## TASK TO CARRY OUT
Quote the records below word for word, please, from the very first line through the one that contains "import React from", and nothing beyond it.

-- BEGIN AVAILABLE DATA --

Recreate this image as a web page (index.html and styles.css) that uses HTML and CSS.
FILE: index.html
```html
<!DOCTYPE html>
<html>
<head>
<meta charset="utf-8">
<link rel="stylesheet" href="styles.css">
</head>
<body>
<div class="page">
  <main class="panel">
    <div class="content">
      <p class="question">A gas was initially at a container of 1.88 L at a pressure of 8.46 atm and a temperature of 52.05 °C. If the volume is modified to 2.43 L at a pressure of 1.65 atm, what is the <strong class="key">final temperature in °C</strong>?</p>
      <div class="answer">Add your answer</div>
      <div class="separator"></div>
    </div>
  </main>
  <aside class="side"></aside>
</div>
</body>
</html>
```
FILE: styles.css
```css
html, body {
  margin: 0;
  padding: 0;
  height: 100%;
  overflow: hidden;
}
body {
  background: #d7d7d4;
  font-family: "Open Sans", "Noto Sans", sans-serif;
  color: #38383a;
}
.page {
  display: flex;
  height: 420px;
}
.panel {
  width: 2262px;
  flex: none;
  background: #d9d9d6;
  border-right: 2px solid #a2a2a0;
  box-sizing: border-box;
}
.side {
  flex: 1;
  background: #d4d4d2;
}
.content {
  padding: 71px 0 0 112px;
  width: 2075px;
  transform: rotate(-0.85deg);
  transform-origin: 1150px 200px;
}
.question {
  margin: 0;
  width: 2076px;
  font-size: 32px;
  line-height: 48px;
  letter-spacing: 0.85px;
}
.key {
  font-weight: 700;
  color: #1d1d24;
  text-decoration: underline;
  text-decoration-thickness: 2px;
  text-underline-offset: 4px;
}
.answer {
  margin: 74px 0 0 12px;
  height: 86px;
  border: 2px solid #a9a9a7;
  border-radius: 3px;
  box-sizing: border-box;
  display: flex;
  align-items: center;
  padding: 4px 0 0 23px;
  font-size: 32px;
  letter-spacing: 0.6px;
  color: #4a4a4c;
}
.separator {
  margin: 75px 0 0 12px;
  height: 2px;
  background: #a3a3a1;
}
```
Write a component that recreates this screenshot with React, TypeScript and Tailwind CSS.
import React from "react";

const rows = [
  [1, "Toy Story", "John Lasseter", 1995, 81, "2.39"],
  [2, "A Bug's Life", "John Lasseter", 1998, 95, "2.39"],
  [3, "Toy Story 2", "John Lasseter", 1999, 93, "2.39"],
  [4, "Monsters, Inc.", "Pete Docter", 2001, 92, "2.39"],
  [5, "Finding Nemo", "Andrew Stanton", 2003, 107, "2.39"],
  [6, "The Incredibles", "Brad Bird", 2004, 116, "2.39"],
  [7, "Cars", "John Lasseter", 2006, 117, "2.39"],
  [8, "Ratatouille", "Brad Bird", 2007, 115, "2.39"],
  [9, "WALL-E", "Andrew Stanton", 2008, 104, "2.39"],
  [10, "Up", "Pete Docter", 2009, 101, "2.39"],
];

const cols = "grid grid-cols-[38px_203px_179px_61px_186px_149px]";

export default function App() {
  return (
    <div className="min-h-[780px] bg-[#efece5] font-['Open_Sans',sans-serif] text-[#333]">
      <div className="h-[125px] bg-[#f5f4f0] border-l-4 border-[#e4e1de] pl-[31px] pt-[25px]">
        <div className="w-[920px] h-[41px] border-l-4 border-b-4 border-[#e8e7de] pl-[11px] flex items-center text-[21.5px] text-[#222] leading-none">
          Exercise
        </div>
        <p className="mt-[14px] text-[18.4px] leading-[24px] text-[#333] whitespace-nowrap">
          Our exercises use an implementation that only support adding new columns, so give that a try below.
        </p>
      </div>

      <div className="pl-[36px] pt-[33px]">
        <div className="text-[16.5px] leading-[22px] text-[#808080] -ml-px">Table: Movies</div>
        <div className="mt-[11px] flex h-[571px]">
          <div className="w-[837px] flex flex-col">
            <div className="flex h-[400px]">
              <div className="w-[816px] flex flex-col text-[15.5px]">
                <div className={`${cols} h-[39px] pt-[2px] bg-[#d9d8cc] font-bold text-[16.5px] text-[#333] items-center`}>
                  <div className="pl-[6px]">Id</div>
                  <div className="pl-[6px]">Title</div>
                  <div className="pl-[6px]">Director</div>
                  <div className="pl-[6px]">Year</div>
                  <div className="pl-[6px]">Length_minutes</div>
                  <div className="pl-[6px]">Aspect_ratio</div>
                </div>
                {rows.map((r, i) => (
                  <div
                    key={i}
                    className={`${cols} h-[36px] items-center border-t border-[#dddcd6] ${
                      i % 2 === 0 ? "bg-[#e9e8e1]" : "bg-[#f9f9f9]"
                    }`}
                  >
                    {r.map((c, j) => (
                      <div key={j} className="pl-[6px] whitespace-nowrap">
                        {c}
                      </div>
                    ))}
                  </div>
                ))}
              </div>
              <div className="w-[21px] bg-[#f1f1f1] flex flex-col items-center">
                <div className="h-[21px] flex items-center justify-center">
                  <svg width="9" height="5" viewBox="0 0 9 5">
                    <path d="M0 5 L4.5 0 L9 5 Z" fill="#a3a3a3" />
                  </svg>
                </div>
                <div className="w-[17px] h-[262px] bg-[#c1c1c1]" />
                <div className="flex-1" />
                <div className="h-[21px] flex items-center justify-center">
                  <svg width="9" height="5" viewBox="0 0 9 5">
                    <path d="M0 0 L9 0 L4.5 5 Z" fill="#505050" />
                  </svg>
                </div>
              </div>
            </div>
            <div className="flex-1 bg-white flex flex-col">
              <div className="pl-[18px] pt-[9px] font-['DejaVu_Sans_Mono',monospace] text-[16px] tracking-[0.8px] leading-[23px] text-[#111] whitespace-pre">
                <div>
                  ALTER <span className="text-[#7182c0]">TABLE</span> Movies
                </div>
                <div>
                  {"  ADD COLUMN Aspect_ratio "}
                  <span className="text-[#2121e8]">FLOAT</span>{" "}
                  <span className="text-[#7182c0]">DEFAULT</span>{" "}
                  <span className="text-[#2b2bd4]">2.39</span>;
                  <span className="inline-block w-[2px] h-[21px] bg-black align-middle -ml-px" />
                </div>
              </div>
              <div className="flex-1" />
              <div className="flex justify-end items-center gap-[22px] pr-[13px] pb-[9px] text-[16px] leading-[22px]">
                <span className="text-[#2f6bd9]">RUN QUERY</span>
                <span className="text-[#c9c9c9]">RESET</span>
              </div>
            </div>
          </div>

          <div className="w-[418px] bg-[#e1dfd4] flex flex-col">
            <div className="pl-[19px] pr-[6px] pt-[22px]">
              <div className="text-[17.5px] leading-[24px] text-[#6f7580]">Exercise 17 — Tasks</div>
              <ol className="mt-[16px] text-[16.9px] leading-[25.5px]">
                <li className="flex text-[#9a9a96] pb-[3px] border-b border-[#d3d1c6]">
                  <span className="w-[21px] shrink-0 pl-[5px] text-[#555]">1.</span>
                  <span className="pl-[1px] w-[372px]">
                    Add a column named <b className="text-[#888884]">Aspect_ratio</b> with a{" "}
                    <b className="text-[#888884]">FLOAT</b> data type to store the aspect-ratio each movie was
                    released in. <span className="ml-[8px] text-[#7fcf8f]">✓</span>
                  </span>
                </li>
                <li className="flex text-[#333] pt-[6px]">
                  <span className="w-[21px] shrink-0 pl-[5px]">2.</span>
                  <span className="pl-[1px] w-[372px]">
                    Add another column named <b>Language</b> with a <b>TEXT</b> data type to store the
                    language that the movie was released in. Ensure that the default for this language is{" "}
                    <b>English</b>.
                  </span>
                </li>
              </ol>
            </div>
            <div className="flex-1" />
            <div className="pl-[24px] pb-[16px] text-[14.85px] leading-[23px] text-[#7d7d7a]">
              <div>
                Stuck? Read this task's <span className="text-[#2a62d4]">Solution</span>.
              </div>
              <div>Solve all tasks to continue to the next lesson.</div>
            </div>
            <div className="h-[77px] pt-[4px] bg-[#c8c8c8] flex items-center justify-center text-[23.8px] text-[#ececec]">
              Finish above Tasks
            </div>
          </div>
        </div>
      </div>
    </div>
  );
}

-- END AVAILABLE DATA --

## THE REPLY
Recreate this image as a web page (index.html and styles.css) that uses HTML and CSS.
FILE: index.html
```html
<!DOCTYPE html>
<html>
<head>
<meta charset="utf-8">
<link rel="stylesheet" href="styles.css">
</head>
<body>
<div class="page">
  <main class="panel">
    <div class="content">
      <p class="question">A gas was initially at a container of 1.88 L at a pressure of 8.46 atm and a temperature of 52.05 °C. If the volume is modified to 2.43 L at a pressure of 1.65 atm, what is the <strong class="key">final temperature in °C</strong>?</p>
      <div class="answer">Add your answer</div>
      <div class="separator"></div>
    </div>
  </main>
  <aside class="side"></aside>
</div>
</body>
</html>
```
FILE: styles.css
```css
html, body {
  margin: 0;
  padding: 0;
  height: 100%;
  overflow: hidden;
}
body {
  background: #d7d7d4;
  font-family: "Open Sans", "Noto Sans", sans-serif;
  color: #38383a;
}
.page {
  display: flex;
  height: 420px;
}
.panel {
  width: 2262px;
  flex: none;
  background: #d9d9d6;
  border-right: 2px solid #a2a2a0;
  box-sizing: border-box;
}
.side {
  flex: 1;
  background: #d4d4d2;
}
.content {
  padding: 71px 0 0 112px;
  width: 2075px;
  transform: rotate(-0.85deg);
  transform-origin: 1150px 200px;
}
.question {
  margin: 0;
  width: 2076px;
  font-size: 32px;
  line-height: 48px;
  letter-spacing: 0.85px;
}
.key {
  font-weight: 700;
  color: #1d1d24;
  text-decoration: underline;
  text-decoration-thickness: 2px;
  text-underline-offset: 4px;
}
.answer {
  margin: 74px 0 0 12px;
  height: 86px;
  border: 2px solid #a9a9a7;
  border-radius: 3px;
  box-sizing: border-box;
  display: flex;
  align-items: center;
  padding: 4px 0 0 23px;
  font-size: 32px;
  letter-spacing: 0.6px;
  color: #4a4a4c;
}
.separator {
  margin: 75px 0 0 12px;
  height: 2px;
  background: #a3a3a1;
}
```
Write a component that recreates this screenshot with React, TypeScript and Tailwind CSS.
import React from "react";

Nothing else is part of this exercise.